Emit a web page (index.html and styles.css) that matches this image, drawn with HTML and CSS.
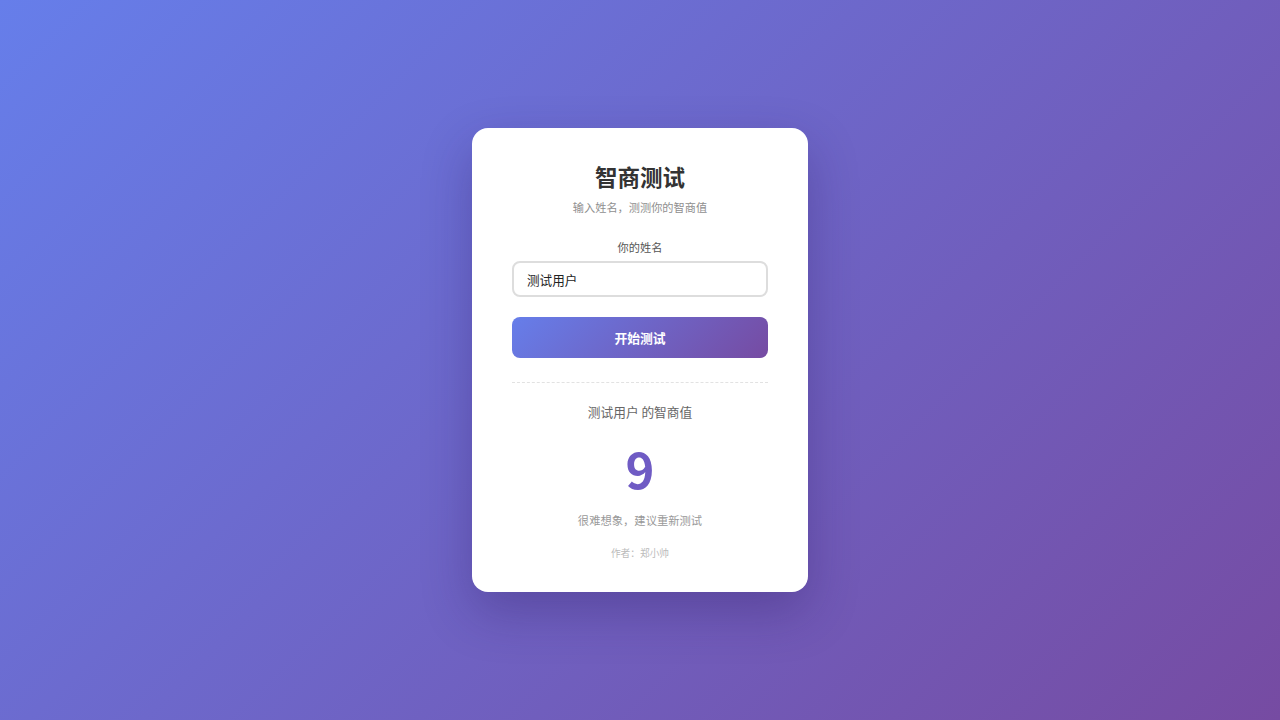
FILE: index.html
```html
<!DOCTYPE html>
<html lang="zh-CN">
<head>
<meta charset="utf-8">
<title>智商测试</title>
<link rel="stylesheet" href="styles.css">
</head>
<body>
<div class="card">
  <h1 class="title">智商测试</h1>
  <p class="subtitle">输入姓名，测测你的智商值</p>
  <label class="label" for="name">你的姓名</label>
  <input class="input" id="name" type="text" value="测试用户">
  <button class="btn">开始测试</button>
  <div class="divider"></div>
  <div class="result-name">测试用户 的智商值</div>
  <div class="score">9</div>
  <div class="comment">很难想象，建议重新测试</div>
  <div class="author">作者：郑小帅</div>
</div>
</body>
</html>
```
FILE: styles.css
```css
* { box-sizing: border-box; }
html, body { margin: 0; height: 100%; }
body {
  font-family: "Noto Sans CJK SC", "Noto Sans", sans-serif;
  background: linear-gradient(135deg, #667eea 0%, #764ba2 100%);
  display: flex;
  align-items: center;
  justify-content: center;
}
.card {
  width: 336px;
  background: #fff;
  border-radius: 16px;
  padding: 32px 40px 31px;
  box-shadow: 0 20px 50px rgba(40, 20, 90, 0.3);
  display: flex;
  flex-direction: column;
  align-items: stretch;
  text-align: center;
}
.title {
  margin: 0;
  font-size: 22.5px;
  line-height: 32px;
  font-weight: 700;
  color: #333;
}
.subtitle {
  margin: 6px 0 0;
  font-size: 11.2px;
  line-height: 18px;
  color: #8f8f8f;
}
.label {
  margin-top: 22px;
  font-size: 11.2px;
  line-height: 18px;
  color: #555;
}
.input {
  margin-top: 5px;
  height: 36px;
  border: 2px solid #ddd;
  border-radius: 8px;
  padding: 0 13px;
  font-family: inherit;
  font-size: 12.6px;
  color: #222;
  outline: none;
}
.btn {
  margin-top: 20px;
  height: 41px;
  border: none;
  border-radius: 8px;
  background: linear-gradient(135deg, #667eea 0%, #764ba2 100%);
  color: #fff;
  font-family: inherit;
  font-size: 12.8px;
  font-weight: 700;
}
.divider {
  margin-top: 24px;
  border-top: 1px dashed #e2e2e2;
}
.result-name {
  margin-top: 19px;
  font-size: 12.7px;
  line-height: 20px;
  color: #666;
}
.score {
  margin-top: 16px;
  font-size: 49px;
  line-height: 60px;
  font-weight: 700;
  color: #6f5bc4;
}
.comment {
  margin-top: 13px;
  font-size: 11.3px;
  line-height: 18px;
  color: #999;
}
.author {
  margin-top: 16px;
  font-size: 9.7px;
  line-height: 16px;
  color: #bbb;
}
```
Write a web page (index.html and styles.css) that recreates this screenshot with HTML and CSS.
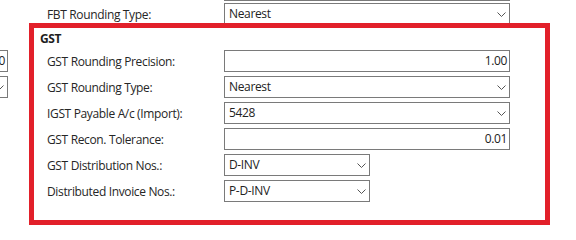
FILE: index.html
```html
<!DOCTYPE html>
<html>
<head>
<meta charset="utf-8">
<link rel="stylesheet" href="styles.css">
</head>
<body>
<div class="page">
  <div class="side">
    <div class="side-inner">
      <div class="box num">0</div>
      <div class="box select"><svg class="chev" viewBox="0 0 9 5" width="9" height="5"><polyline points="0.5,0.5 4.5,4.5 8.5,0.5"/></svg></div>
    </div>
  </div>
  <div class="main">
    <div class="row prev">
      <span class="label"></span>
      <div class="box wide"></div>
    </div>
    <div class="row">
      <span class="label">FBT Rounding Type:</span>
      <div class="box wide select">Nearest<svg class="chev" viewBox="0 0 9 5" width="9" height="5"><polyline points="0.5,0.5 4.5,4.5 8.5,0.5"/></svg></div>
    </div>
    <div class="heading">GST</div>
    <div class="row">
      <span class="label">GST Rounding Precision:</span>
      <div class="box wide num">1.00</div>
    </div>
    <div class="row">
      <span class="label">GST Rounding Type:</span>
      <div class="box wide select">Nearest<svg class="chev" viewBox="0 0 9 5" width="9" height="5"><polyline points="0.5,0.5 4.5,4.5 8.5,0.5"/></svg></div>
    </div>
    <div class="row">
      <span class="label">IGST Payable A/c (Import):</span>
      <div class="box wide select">5428<svg class="chev" viewBox="0 0 9 5" width="9" height="5"><polyline points="0.5,0.5 4.5,4.5 8.5,0.5"/></svg></div>
    </div>
    <div class="row">
      <span class="label">GST Recon. Tolerance:</span>
      <div class="box wide num">0.01</div>
    </div>
    <div class="row">
      <span class="label">GST Distribution Nos.:</span>
      <div class="box short select">D-INV<svg class="chev" viewBox="0 0 9 5" width="9" height="5"><polyline points="0.5,0.5 4.5,4.5 8.5,0.5"/></svg></div>
    </div>
    <div class="row">
      <span class="label">Distributed Invoice Nos.:</span>
      <div class="box short select">P-D-INV<svg class="chev" viewBox="0 0 9 5" width="9" height="5"><polyline points="0.5,0.5 4.5,4.5 8.5,0.5"/></svg></div>
    </div>
  </div>
  <div class="highlight"></div>
</div>
</body>
</html>
```
FILE: styles.css
```css
html, body {
  margin: 0;
  padding: 0;
  background: #ffffff;
}
body {
  width: 576px;
  height: 236px;
  overflow: hidden;
  font-family: "Open Sans", "Noto Sans", "Liberation Sans", sans-serif;
  font-size: 12px;
  letter-spacing: -0.35px;
  color: #262626;
}
.page {
  position: relative;
  display: flex;
  height: 236px;
}
.side {
  width: 8px;
  overflow: hidden;
  flex: none;
}
.side-inner {
  display: flex;
  flex-direction: column;
  gap: 4px;
  padding-top: 50px;
  margin-left: -72px;
  width: 80px;
}
.main {
  padding-left: 39px;
  display: flex;
  flex-direction: column;
}
.row {
  display: flex;
  align-items: center;
  height: 22px;
  margin-bottom: 4px;
}
.row.prev {
  margin-top: -21px;
  margin-bottom: 2px;
}
.label {
  width: 177px;
  flex: none;
  white-space: nowrap;
}
.heading {
  margin-left: -7px;
  margin-top: -4px;
  height: 21px;
  line-height: 20px;
  padding-top: 4px;
  font-weight: 700;
  color: #1e1e1e;
}
.box {
  position: relative;
  box-sizing: border-box;
  height: 22px;
  border: 1px solid #7a7a7a;
  background: #fff;
  padding: 0 4px;
  line-height: 20px;
  color: #222;
  white-space: nowrap;
}
.side .box { width: 80px; }
.wide { width: 286px; }
.short { width: 146px; }
.num {
  text-align: right;
  padding-right: 2px;
}
.chev {
  position: absolute;
  right: 3px;
  top: 8px;
  fill: none;
  stroke: #555;
  stroke-width: 1;
}
.highlight {
  position: absolute;
  left: 29px;
  top: 23px;
  width: 521px;
  height: 202px;
  box-sizing: border-box;
  border: 5px solid #e2202a;
  pointer-events: none;
}
```
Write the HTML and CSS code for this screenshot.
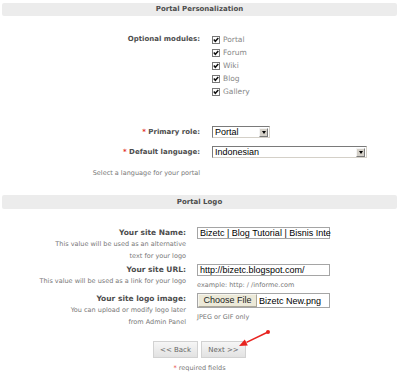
FILE: index.html
```html
<!DOCTYPE html>
<html lang="en">
<head>
    <meta charset="UTF-8">
    <meta name="viewport" content="width=device-width, initial-scale=1.0">
    <title>Portal Setup</title>
    <link rel="stylesheet" href="styles.css">
</head>
<body>
    <form class="wizard">
        <div class="section-title">Portal Personalization</div>

        <div class="row row-modules">
            <div class="label">Optional modules:</div>
            <ul class="modules">
                <li><span class="check"><svg width="8" height="8" viewBox="0 0 8 8"><rect x=".5" y=".5" width="7" height="7" fill="#fff" stroke="#777"/><path d="M1.8 3.6 L3.3 5.3 L6.3 1.9" fill="none" stroke="#111" stroke-width="1.5"/></svg></span>Portal</li>
                <li><span class="check"><svg width="8" height="8" viewBox="0 0 8 8"><rect x=".5" y=".5" width="7" height="7" fill="#fff" stroke="#777"/><path d="M1.8 3.6 L3.3 5.3 L6.3 1.9" fill="none" stroke="#111" stroke-width="1.5"/></svg></span>Forum</li>
                <li><span class="check"><svg width="8" height="8" viewBox="0 0 8 8"><rect x=".5" y=".5" width="7" height="7" fill="#fff" stroke="#777"/><path d="M1.8 3.6 L3.3 5.3 L6.3 1.9" fill="none" stroke="#111" stroke-width="1.5"/></svg></span>Wiki</li>
                <li><span class="check"><svg width="8" height="8" viewBox="0 0 8 8"><rect x=".5" y=".5" width="7" height="7" fill="#fff" stroke="#777"/><path d="M1.8 3.6 L3.3 5.3 L6.3 1.9" fill="none" stroke="#111" stroke-width="1.5"/></svg></span>Blog</li>
                <li><span class="check"><svg width="8" height="8" viewBox="0 0 8 8"><rect x=".5" y=".5" width="7" height="7" fill="#fff" stroke="#777"/><path d="M1.8 3.6 L3.3 5.3 L6.3 1.9" fill="none" stroke="#111" stroke-width="1.5"/></svg></span>Gallery</li>
            </ul>
        </div>

        <div class="row row-role">
            <div class="label"><span class="req">*</span> Primary role:</div>
            <div class="select select-role"><span>Portal</span><span class="arrow"></span></div>
        </div>

        <div class="row row-lang">
            <div>
                <div class="label"><span class="req">*</span> Default language:</div>
                <div class="desc hint">Select a language for your portal</div>
            </div>
            <div class="select select-lang"><span>Indonesian</span><span class="arrow"></span></div>
        </div>

        <div class="section-title section-logo">Portal Logo</div>

        <div class="row2 row-name">
            <div>
                <div class="label">Your site Name:</div>
                <div class="desc">This value will be used as an alternative<br>text for your logo</div>
            </div>
            <div class="field"><div class="input">Bizetc | Blog Tutorial | Bisnis Inte</div></div>
        </div>

        <div class="row2 row-url">
            <div>
                <div class="label">Your site URL:</div>
                <div class="desc">This value will be used as a link for your logo</div>
            </div>
            <div class="field">
                <div class="input">http://bizetc.blogspot.com/</div>
                <div class="note note-url">example: http: / /informe.com</div>
            </div>
        </div>

        <div class="row2 row-image">
            <div>
                <div class="label">Your site logo image:</div>
                <div class="desc">You can upload or modify logo later<br>from Admin Panel</div>
            </div>
            <div class="field">
                <div class="file"><span class="file-btn">Choose File</span><span class="file-name">Bizetc New.png</span></div>
                <div class="note note-file">JPEG or GIF only</div>
            </div>
        </div>

        <div class="actions">
            <button type="button" class="btn">&lt;&lt; Back</button>
            <button type="button" class="btn">Next &gt;&gt;</button>
        </div>
        <p class="required"><span class="req">*</span> required fields</p>
    </form>

    <!-- annotation arrow pointing at Next -->
    <svg class="pointer" width="36" height="22" viewBox="0 0 36 22">
        <line x1="32" y1="4" x2="10.5" y2="14.4" stroke="#e8231f" stroke-width="1.6"/>
        <circle cx="32" cy="4" r="2" fill="#e8231f"/>
        <polygon points="3,18 11.8,17.4 8.8,11.6" fill="#e8231f"/>
    </svg>
</body>
</html>
```

FILE: styles.css
```css
body {
    margin: 0;
    padding: 3px 3px 0 2px;
    font-family: "DejaVu Sans", Verdana, sans-serif;
    color: #555;
    background: #fff;
    position: relative;
}
.section-title {
    background: #ececec;
    border-radius: 2px;
    height: 13px;
    line-height: 13px;
    text-align: center;
    font-size: 7px;
    font-weight: bold;
    color: #4d4d4d;
}
.section-logo {
    margin-top: 17px;
    height: 14px;
    line-height: 14px;
}
.row {
    display: grid;
    grid-template-columns: 198px 1fr;
    column-gap: 12px;
    align-items: start;
}
.row2 {
    display: grid;
    grid-template-columns: 184px 1fr;
    column-gap: 11px;
    align-items: start;
}
.label {
    text-align: right;
    font-size: 7px;
    font-weight: bold;
    color: #4d4d4d;
    line-height: 12px;
}
.req {
    color: #e3302a;
}
.desc {
    text-align: right;
    font-size: 6.5px;
    color: #777;
    line-height: 12px;
}
.row-modules {
    margin-top: 17px;
}
.row-modules .label {
    line-height: 13px;
}
.modules {
    list-style: none;
    margin: 0;
    padding: 0;
}
.modules li {
    display: flex;
    align-items: center;
    height: 13px;
    font-size: 7.5px;
    color: #888;
}
.check {
    display: flex;
    width: 8px;
    height: 8px;
    margin-right: 3px;
}
.row-role {
    margin-top: 28px;
}
.row-lang {
    margin-top: 8px;
}
.hint {
    margin-top: 10px;
    line-height: 10px;
}
.select {
    display: flex;
    align-items: center;
    justify-content: space-between;
    box-sizing: border-box;
    height: 12px;
    border: 1px solid;
    border-color: #7a7a7a #d4d0c8 #d4d0c8 #7a7a7a;
    background: #fff;
    font-family: "Liberation Sans", Arial, sans-serif;
    font-size: 9px;
    color: #000;
    padding-left: 2px;
}
.select-role {
    width: 58px;
}
.select-lang {
    width: 155px;
}
.arrow {
    box-sizing: border-box;
    width: 9px;
    height: 9px;
    margin-right: 1px;
    background: #d4d0c8;
    border: 1px solid;
    border-color: #f4f4f4 #7a7a7a #7a7a7a #f4f4f4;
    display: flex;
    align-items: center;
    justify-content: center;
}
.arrow::after {
    content: "";
    border-left: 2.5px solid transparent;
    border-right: 2.5px solid transparent;
    border-top: 3px solid #000;
}
.row-name {
    margin-top: 18px;
}
.row-name .label,
.row-url .label,
.row-image .label {
    line-height: 11px;
    font-size: 7.5px;
}
.row-url {
    margin-top: 2px;
}
.row-image {
    margin-top: 3px;
}
.input {
    box-sizing: border-box;
    width: 133px;
    height: 12px;
    border: 1px solid #a5a5a5;
    padding: 0 2px;
    font-family: "Liberation Sans", Arial, sans-serif;
    font-size: 9px;
    line-height: 10px;
    color: #000;
    white-space: nowrap;
}
.note {
    font-size: 6.5px;
    color: #777;
    line-height: 10px;
}
.note-url {
    margin-top: 4px;
}
.note-file {
    margin-top: 4px;
}
.file {
    box-sizing: border-box;
    width: 133px;
    height: 15px;
    border: 1px solid #a5a5a5;
    display: flex;
    align-items: center;
    font-family: "Liberation Sans", Arial, sans-serif;
    font-size: 9px;
    color: #000;
}
.file-btn {
    box-sizing: border-box;
    height: 13px;
    width: 59px;
    line-height: 11px;
    text-align: center;
    background: #ece9d8;
    border: 1px solid;
    border-color: #f6f5ee #aca899 #aca899 #f6f5ee;
    color: #222;
}
.file-name {
    margin-left: 2px;
}
.actions {
    margin-top: 13px;
    display: flex;
    justify-content: center;
    gap: 3px;
}
.btn {
    box-sizing: border-box;
    width: 45px;
    height: 17px;
    padding: 0;
    background: linear-gradient(#f6f6f6, #e2e2e2);
    border: 1px solid #d2d2d2;
    font-family: "DejaVu Sans", Verdana, sans-serif;
    font-size: 7px;
    color: #666;
}
.required {
    margin: 5px 0 0;
    text-align: center;
    font-size: 6.5px;
    line-height: 10px;
    color: #777;
}
.pointer {
    position: absolute;
    left: 236px;
    top: 328px;
}
```
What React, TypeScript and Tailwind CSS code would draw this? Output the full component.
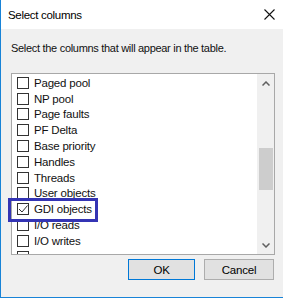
import React from "react";

const items = [
  "Paged pool",
  "NP pool",
  "Page faults",
  "PF Delta",
  "Base priority",
  "Handles",
  "Threads",
  "User objects",
  "GDI objects",
  "I/O reads",
  "I/O writes",
];

function Box({ checked }: { checked?: boolean }) {
  return (
    <div className="w-[12px] h-[12px] border border-[#333] bg-white flex items-center justify-center shrink-0">
      {checked && (
        <svg width="10" height="10" viewBox="0 0 10 10">
          <path d="M1 5 L4 8 L9.5 1.5" fill="none" stroke="#333" strokeWidth="1" />
        </svg>
      )}
    </div>
  );
}

export default function App() {
  return (
    <div
      className="relative w-[283px] h-[300px] bg-white overflow-hidden text-[#000]"
      style={{ fontFamily: '"Liberation Sans", Arial, sans-serif' }}
    >
      <div className="flex flex-col w-[283px] h-[298px] border-l border-b border-[#1883d7]">
        {/* title bar */}
        <div className="relative h-[29px] bg-white flex items-center pl-[7px] shrink-0">
          <span className="text-[11.5px] leading-[14px] tracking-[-0.3px] pt-[1px]">Select columns</span>
          <svg
            className="absolute left-[263px] top-[9px]"
            width="11"
            height="11"
            viewBox="0 0 11 11"
          >
            <path d="M0.5 0.5 L10.5 10.5 M10.5 0.5 L0.5 10.5" stroke="#111" strokeWidth="1.1" />
          </svg>
        </div>
        {/* body */}
        <div className="flex-1 bg-[#f0f0f0] flex flex-col">
          <div className="pl-[10px] pt-[12px] h-[44px] text-[11px] leading-[14px] tracking-[-0.3px] text-[#111]">
            Select the columns that will appear in the table.
          </div>
          <div className="ml-[10px] w-[264px] h-[182px] border border-[#a8a8a8] bg-white flex">
            <div className="flex-1 overflow-hidden pt-[1px] pl-[5px]">
              {items.map((t) => (
                <div key={t} className="h-[15.8px] flex items-center gap-[5px]">
                  <Box checked={t === "GDI objects"} />
                  <span className="text-[11.5px] leading-[14px] tracking-[-0.2px] text-[#111]">{t}</span>
                </div>
              ))}
              <div className="h-[15.8px] flex items-center">
                <Box />
              </div>
            </div>
            <div className="w-[17px] bg-[#f0f0f0] flex flex-col items-center shrink-0">
              <div className="h-[18px] flex items-center justify-center">
                <svg width="8" height="5" viewBox="0 0 8 5">
                  <path d="M0.5 4.5 L4 1 L7.5 4.5" fill="none" stroke="#606060" strokeWidth="1.5" />
                </svg>
              </div>
              <div className="h-[56px]" />
              <div className="w-[14px] h-[42px] bg-[#cdcdcd]" />
              <div className="flex-1" />
              <div className="h-[18px] flex items-center justify-center">
                <svg width="8" height="5" viewBox="0 0 8 5">
                  <path d="M0.5 0.5 L4 4 L7.5 0.5" fill="none" stroke="#606060" strokeWidth="1.5" />
                </svg>
              </div>
            </div>
          </div>
          <div className="flex justify-end gap-[9px] pr-[9px] pt-[4px]">
            <button className="w-[67px] h-[21px] bg-[#e1e1e1] border border-[#0078d7] text-[11.5px] leading-[14px] tracking-[-0.2px]">
              OK
            </button>
            <button className="w-[70px] h-[21px] bg-[#e1e1e1] border border-[#adadad] text-[11.5px] leading-[14px] tracking-[-0.2px]">
              Cancel
            </button>
          </div>
        </div>
      </div>
      {/* annotation highlight */}
      <div className="absolute left-[8px] top-[198px] w-[90px] h-[24px] border-[3px] border-[#3434b4]" />
    </div>
  );
}
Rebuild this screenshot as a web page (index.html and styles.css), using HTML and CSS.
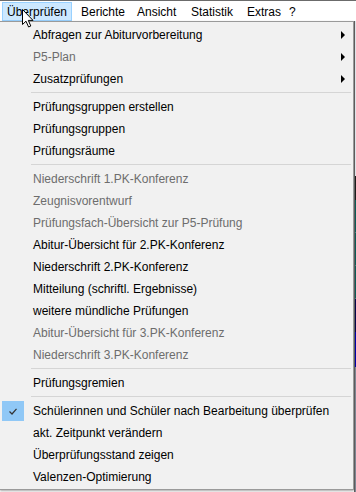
☆ ☆ ☆
§ **Given request**:
Identify every line above with the string "that" in it. Copy those lines.

§ **Task result**:
Emit a web page (index.html and styles.css) that matches this image, drawn with HTML and CSS.
Write a web page (index.html and styles.css) that recreates this screenshot with HTML and CSS.
            Select the columns that will appear in the table.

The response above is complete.